Timeline diagram illustrating the long-term journey to realizing generative AI return on investment.

Practical Steps to Build an Attribution Framework

Building this capability takes time. Organizations typically need 4-6 months to establish proper measurement infrastructure before AI deployment, with data preparation consuming 58% of the initial effort. Here is how to start:

1. Establish Pre-Deployment Baselines

Before you turn on the AI, measure everything. Capture current cycle times, error rates, and output volumes. Only 31% of initiatives do this correctly. Without a baseline, any post-deployment change is anecdotal.

2. Implement Granular Usage Tracking

Don’t just track logins. Capture 15-20 data points per AI interaction. Did the user accept the suggestion? Did they edit it? How long did it save them? This granularity is required to connect AI outputs to business outcomes.

3. Create Control Groups

Where possible, roll out AI to one team while keeping another team on the old process. This allows for difference-in-differences analysis, adopted by 17% of mature practitioners. This is the gold standard for isolation.

4. Account for Learning Curves

Productivity often dips initially as users learn new tools. 73% of initiatives overlook this dip and declare failure prematurely. Plan for a 12-18 month maturation period. Berkeley Executive Education’s analysis shows that measuring only short-term ROI causes organizations to miss 73% of AI’s value.

5. Assemble Cross-Functional Teams

Data scientists alone cannot solve this. Successful programs include business analysts and domain experts who understand the context of the work. Present in 24% of successful programs, these teams ensure that metrics matter to the bottom line.

The Future of AI Measurement: Standards and Pressure

The landscape is shifting rapidly. Regulatory pressures are intensifying. The EU AI Act requires impact assessments that include ROI measurement for high-risk applications. Meanwhile, SEC disclosure rules now mandate explanations of AI’s contribution to financial performance for publicly traded companies.

In Q2 2025, the AI Measurement Consortium, comprising 47 Fortune 500 companies, released Version 2.1 of the Generative AI ROI Framework. This introduced standardized methodologies for isolating AI effects through multi-touch attribution and counterfactual analysis. Gartner predicts that by 2027, 60% of large enterprises will require AI initiatives to demonstrate isolated impact through statistically valid methods.

Specialized vendors like Censius and WhyLabs are emerging to address these attribution challenges, though adoption remains low at just 12% of enterprises. Manufacturing and financial services lead in maturity (41% and 38% respectively), while retail and healthcare lag significantly (22% and 19%).

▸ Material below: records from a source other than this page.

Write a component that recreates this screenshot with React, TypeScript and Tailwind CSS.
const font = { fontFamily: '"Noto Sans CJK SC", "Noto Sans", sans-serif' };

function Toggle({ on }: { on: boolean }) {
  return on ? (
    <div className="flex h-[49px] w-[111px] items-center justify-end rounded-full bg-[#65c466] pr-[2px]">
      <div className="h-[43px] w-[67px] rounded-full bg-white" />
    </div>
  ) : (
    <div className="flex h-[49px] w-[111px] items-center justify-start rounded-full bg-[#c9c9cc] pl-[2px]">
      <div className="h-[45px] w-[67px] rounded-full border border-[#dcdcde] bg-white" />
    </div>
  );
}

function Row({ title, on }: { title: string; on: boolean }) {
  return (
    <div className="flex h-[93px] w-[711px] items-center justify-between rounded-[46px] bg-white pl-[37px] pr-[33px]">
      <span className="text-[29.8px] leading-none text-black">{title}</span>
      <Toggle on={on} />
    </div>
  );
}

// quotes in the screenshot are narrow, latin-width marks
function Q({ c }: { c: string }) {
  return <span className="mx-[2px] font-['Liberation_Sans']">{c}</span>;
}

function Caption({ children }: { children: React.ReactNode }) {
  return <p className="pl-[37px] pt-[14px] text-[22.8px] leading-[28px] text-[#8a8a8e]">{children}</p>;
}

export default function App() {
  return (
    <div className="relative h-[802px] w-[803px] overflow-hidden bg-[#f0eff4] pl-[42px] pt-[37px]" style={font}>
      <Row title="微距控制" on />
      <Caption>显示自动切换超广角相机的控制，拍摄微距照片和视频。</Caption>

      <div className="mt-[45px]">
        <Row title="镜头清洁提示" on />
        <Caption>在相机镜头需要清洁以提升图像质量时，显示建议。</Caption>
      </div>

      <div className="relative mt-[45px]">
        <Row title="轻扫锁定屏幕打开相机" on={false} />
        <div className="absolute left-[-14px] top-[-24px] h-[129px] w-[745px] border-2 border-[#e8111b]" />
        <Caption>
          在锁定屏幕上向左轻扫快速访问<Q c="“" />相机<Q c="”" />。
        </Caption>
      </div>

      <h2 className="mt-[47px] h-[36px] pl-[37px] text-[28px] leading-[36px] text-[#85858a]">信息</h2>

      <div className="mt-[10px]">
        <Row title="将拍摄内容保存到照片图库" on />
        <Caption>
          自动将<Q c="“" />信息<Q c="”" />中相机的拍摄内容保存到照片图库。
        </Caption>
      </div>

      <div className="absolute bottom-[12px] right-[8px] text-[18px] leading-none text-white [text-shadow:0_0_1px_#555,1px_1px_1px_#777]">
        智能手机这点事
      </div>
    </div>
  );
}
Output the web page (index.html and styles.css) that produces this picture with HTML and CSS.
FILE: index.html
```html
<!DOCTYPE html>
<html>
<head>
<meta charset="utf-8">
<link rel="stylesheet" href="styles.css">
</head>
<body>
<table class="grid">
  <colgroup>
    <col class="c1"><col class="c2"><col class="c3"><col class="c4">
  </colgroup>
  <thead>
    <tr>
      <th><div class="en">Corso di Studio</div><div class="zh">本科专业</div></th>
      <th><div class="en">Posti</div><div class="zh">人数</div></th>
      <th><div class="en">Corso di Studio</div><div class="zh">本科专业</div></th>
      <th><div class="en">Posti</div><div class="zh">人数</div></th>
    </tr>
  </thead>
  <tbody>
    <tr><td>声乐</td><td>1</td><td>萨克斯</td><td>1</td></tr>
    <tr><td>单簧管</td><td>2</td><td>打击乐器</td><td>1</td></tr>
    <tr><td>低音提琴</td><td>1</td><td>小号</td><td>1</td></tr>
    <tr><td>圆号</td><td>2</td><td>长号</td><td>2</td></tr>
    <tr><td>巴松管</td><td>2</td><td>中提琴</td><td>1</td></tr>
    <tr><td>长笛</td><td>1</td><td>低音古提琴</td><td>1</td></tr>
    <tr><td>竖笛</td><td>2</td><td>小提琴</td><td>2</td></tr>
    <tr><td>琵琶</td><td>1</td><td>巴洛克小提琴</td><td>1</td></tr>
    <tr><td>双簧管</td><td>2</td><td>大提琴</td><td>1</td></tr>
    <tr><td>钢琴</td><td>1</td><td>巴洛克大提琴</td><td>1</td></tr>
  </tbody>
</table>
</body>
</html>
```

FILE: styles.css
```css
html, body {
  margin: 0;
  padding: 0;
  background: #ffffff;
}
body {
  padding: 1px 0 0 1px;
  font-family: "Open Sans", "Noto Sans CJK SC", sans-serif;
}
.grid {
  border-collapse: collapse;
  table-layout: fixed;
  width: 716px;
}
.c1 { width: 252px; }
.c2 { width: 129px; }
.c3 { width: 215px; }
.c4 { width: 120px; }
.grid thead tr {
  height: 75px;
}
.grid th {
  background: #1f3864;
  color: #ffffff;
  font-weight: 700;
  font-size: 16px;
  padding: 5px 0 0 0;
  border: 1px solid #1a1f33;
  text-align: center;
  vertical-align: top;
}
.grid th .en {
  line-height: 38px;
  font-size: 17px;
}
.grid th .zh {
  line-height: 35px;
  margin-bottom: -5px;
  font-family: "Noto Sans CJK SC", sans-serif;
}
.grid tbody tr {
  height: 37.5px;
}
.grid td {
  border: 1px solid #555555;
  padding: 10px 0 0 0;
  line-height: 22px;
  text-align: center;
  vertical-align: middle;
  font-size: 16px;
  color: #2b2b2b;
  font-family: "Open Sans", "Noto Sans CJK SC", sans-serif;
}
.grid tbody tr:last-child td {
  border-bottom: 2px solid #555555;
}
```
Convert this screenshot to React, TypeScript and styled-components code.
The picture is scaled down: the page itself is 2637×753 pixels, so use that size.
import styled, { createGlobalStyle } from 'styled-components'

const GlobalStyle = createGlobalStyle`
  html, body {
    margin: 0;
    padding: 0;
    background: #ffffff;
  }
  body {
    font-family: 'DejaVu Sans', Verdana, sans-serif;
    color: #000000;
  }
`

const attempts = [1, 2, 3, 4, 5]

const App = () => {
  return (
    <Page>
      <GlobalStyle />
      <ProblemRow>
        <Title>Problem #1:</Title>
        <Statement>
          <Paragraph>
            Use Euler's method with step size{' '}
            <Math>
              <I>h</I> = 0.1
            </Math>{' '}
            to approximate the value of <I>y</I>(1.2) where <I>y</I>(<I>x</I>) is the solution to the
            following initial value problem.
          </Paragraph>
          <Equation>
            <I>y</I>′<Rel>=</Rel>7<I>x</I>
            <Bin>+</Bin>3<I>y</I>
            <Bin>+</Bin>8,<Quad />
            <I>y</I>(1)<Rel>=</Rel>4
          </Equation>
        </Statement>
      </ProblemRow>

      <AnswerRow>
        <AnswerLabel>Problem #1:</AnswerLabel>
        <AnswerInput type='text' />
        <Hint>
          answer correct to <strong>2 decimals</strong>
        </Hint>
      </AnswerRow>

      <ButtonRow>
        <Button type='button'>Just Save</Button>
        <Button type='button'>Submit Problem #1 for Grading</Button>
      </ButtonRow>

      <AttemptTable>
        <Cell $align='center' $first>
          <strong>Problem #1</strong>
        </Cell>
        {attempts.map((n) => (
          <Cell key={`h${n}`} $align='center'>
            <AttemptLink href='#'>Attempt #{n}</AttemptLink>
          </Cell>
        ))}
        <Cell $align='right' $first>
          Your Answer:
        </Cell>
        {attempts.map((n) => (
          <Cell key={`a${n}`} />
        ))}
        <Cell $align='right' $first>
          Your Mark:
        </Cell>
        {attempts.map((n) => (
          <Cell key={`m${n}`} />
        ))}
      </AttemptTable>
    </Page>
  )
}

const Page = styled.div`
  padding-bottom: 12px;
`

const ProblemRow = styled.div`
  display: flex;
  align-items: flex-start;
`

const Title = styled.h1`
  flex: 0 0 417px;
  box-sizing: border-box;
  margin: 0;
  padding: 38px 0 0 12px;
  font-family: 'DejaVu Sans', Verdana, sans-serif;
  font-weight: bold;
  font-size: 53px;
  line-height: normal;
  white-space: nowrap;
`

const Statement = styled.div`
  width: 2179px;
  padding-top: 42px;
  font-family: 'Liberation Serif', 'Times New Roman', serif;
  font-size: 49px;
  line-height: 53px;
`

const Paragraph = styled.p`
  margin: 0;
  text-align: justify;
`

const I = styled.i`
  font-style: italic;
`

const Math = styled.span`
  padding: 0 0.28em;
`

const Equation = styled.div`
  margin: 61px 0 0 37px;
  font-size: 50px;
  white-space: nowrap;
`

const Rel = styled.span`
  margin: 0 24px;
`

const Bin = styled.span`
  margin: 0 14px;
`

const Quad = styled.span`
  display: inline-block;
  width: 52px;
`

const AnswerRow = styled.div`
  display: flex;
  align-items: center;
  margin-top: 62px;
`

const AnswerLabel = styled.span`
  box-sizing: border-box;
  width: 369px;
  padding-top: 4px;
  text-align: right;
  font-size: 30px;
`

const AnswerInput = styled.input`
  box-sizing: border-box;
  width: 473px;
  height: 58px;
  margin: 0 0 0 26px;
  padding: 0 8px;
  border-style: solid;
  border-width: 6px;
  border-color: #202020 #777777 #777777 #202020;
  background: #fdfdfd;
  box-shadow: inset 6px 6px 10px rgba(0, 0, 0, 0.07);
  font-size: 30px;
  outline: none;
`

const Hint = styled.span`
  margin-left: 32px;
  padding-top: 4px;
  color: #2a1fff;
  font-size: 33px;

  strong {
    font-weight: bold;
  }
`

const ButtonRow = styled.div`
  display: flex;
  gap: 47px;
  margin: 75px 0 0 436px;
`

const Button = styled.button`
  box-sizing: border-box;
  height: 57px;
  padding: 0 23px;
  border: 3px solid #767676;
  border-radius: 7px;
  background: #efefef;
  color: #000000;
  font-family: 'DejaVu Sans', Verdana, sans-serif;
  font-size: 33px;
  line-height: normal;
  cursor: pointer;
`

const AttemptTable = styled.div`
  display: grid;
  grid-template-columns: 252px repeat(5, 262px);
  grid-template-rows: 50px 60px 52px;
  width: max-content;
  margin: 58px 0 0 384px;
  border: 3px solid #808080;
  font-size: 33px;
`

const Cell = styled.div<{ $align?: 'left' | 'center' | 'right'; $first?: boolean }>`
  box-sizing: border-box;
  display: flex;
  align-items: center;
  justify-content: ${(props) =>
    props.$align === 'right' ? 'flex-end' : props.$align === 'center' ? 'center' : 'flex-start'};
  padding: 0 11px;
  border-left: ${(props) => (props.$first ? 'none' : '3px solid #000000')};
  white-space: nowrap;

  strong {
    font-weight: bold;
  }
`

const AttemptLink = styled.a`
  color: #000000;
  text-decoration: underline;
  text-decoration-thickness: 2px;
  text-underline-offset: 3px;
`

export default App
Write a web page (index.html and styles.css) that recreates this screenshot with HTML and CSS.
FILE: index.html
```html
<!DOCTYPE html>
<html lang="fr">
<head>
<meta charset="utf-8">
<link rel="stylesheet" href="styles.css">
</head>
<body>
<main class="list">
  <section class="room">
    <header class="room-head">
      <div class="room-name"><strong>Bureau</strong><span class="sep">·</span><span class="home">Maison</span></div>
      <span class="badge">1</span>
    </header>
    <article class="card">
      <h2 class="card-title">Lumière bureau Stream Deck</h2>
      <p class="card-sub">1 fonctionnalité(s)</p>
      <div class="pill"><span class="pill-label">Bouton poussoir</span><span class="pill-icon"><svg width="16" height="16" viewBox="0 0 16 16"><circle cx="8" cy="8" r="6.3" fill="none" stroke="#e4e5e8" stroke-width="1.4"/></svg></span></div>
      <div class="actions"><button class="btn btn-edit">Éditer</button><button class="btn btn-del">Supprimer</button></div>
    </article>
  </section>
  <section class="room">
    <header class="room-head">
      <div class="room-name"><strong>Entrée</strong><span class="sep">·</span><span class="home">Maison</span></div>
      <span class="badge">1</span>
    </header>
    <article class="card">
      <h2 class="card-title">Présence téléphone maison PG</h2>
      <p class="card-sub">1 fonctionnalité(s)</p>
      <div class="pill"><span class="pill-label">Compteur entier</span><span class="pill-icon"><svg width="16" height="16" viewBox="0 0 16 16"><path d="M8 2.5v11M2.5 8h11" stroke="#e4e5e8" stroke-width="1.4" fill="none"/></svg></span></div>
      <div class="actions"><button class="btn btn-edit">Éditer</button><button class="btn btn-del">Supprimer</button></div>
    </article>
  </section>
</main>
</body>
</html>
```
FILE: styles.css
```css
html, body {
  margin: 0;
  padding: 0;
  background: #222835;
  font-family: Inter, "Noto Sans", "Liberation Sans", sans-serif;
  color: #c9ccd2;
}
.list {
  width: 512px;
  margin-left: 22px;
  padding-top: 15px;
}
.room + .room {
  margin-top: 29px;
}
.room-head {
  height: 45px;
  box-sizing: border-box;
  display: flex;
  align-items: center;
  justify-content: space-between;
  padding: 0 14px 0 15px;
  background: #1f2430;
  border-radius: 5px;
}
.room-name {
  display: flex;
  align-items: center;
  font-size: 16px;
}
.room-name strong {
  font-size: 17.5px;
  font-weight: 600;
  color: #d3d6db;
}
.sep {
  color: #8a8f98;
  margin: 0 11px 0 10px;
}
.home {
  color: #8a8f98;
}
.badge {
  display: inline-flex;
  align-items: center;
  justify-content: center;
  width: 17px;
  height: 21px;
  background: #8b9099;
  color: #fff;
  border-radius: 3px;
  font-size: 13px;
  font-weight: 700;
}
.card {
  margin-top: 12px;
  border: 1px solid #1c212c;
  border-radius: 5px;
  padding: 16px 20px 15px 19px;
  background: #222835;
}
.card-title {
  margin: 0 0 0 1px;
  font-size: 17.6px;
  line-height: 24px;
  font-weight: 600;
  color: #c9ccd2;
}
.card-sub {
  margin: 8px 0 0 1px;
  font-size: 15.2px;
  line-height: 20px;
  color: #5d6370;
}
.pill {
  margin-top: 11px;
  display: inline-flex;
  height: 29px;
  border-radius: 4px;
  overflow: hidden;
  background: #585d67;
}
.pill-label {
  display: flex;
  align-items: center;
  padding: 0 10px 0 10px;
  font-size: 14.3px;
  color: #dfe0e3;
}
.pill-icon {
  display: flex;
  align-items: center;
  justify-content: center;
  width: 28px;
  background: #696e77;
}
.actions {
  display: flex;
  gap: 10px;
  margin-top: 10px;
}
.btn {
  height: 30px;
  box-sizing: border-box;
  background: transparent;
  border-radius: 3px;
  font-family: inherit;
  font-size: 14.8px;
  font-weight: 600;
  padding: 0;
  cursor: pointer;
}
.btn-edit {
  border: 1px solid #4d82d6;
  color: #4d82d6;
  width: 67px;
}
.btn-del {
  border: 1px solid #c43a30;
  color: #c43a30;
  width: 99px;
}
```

The next 18-24 months represent a critical window. Wharton’s 2025 survey shows that 72% of executives now require specific ROI metrics before approving new generative AI spending. If you cannot isolate the effect, you will lose the budget. The technology is ready; the measurement must catch up.

Why is it so difficult to calculate ROI for generative AI?

Generative AI impacts multiple departments and processes simultaneously, making it hard to isolate its specific contribution. Unlike traditional software that automates a single task, GenAI enhances cognitive work across the value chain. Additionally, concurrent changes like process reengineering or market fluctuations often mask or mimic AI benefits, requiring complex statistical methods like counterfactual analysis to separate the signal from the noise.

What is the "GenAI Divide" mentioned in recent reports?

The GenAI Divide refers to the gap between the 26% of organizations that have mature measurement frameworks and can demonstrate clear ROI, and the 74% that cannot. Despite heavy spending, the majority of companies are stuck in "pilot purgatory" because they lack the attribution methodologies needed to prove financial value to stakeholders like CFOs and boards.

How long should I wait before assessing GenAI ROI?

You should plan for a 12-18 month assessment window. Most organizations make the mistake of measuring within 3-6 months, missing the learning curve where productivity may initially dip as users adapt. True value realization, including process optimization and advanced prompting skills, takes over a year to mature fully.

What is counterfactual analysis in the context of AI attribution?

Counterfactual analysis is a statistical method used to determine what would have happened if the AI had not been deployed. By comparing actual outcomes against this hypothetical baseline, organizations can isolate the specific impact of the AI tool from other variables like market trends or simultaneous process changes. Siemens used this to validate a 27% productivity gain with 95% confidence.

Do I need special tools to measure GenAI ROI?

While specialized vendors like Censius and WhyLabs exist, most organizations currently build custom solutions. Effective measurement requires robust data pipelines that capture granular interaction data (15-20 points per interaction) and integrate across 8-12 disparate systems. You also need analytics capabilities for time-series decomposition and causal inference, which standard BI tools often lack.